Writing news has never been more exciting. Sometime next week, my beta-readers will get back to me on Debris Dreams sequel - Shattered Sky. In the near future, I will get to do a guest blogspot (hopefully!) and the sketch of my novel's cover will hit the internet like a face-full of sexy, awesome buckshot. And in the interim, I am splitting my working time between Luna's Lament (which has required a great deal of research in underwater weapons, oddly enough) and looking through an older idea of mine: A Rat's Tale!
A Rat's Tale was an idea that struck me while re-reading an old webcomic called Sluggy Freelance (14 years old and going strong!) wherein the main characters are shocked when their lame friend, Sam, turns out to be a FREAKING VAMPIRE. It was a legitimate shock and marked a turning point in the comic, for me at least, when I realized it had real story arcs and not just a series of throwaway (but funny!) jokes. And it lead to one of my favorite lines ever.

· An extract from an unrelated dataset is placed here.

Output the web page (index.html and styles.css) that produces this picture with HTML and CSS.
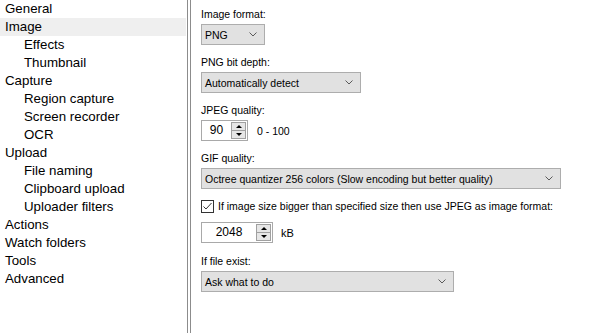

The scene: Our heroes have been captured by a clan of vampires and are forced to watch two other people be transformed. The man becomes tall and muscular, while the woman becomes...statuesque, to say the least. One of the main characters comments, "Wow, you should sell that on prime time TV."
To which the vampire's leader responds, "Do you really think humans will sell their immortal souls just to be beautiful and skinny without having to work for...it..." And then she turns to her assistant, who says, "I'm already scheduling the infomercial."
And so, A Rat's Tale takes place in the near future. Humanity has discovered that "metahumans" (or mets) live amongst them, and have for thousands of years. Vampires and a plethora of lycanthrope types (were-bear, were-wolf, were-cat) are real and are ready to become legitimate. Initially, things were tense, but an artificial blood supplement has made vampirisim sustainable on a large scale. Suddenly, becoming a bloodsucker is the hippest fashion choice, and the best health plan available: You never age, are hard to kill, and look awesome.
For those who can't afford (or don't want to give up sunlight) vampirism, there is lycanthropy and a suitable drug that inhibits the wild frenzy of the Lunar cycle. Of course, there is a downside to each animal type: Werewolves are not immortal, but they do live a long time. Werebears live shorter lives, but they're stronger and larger.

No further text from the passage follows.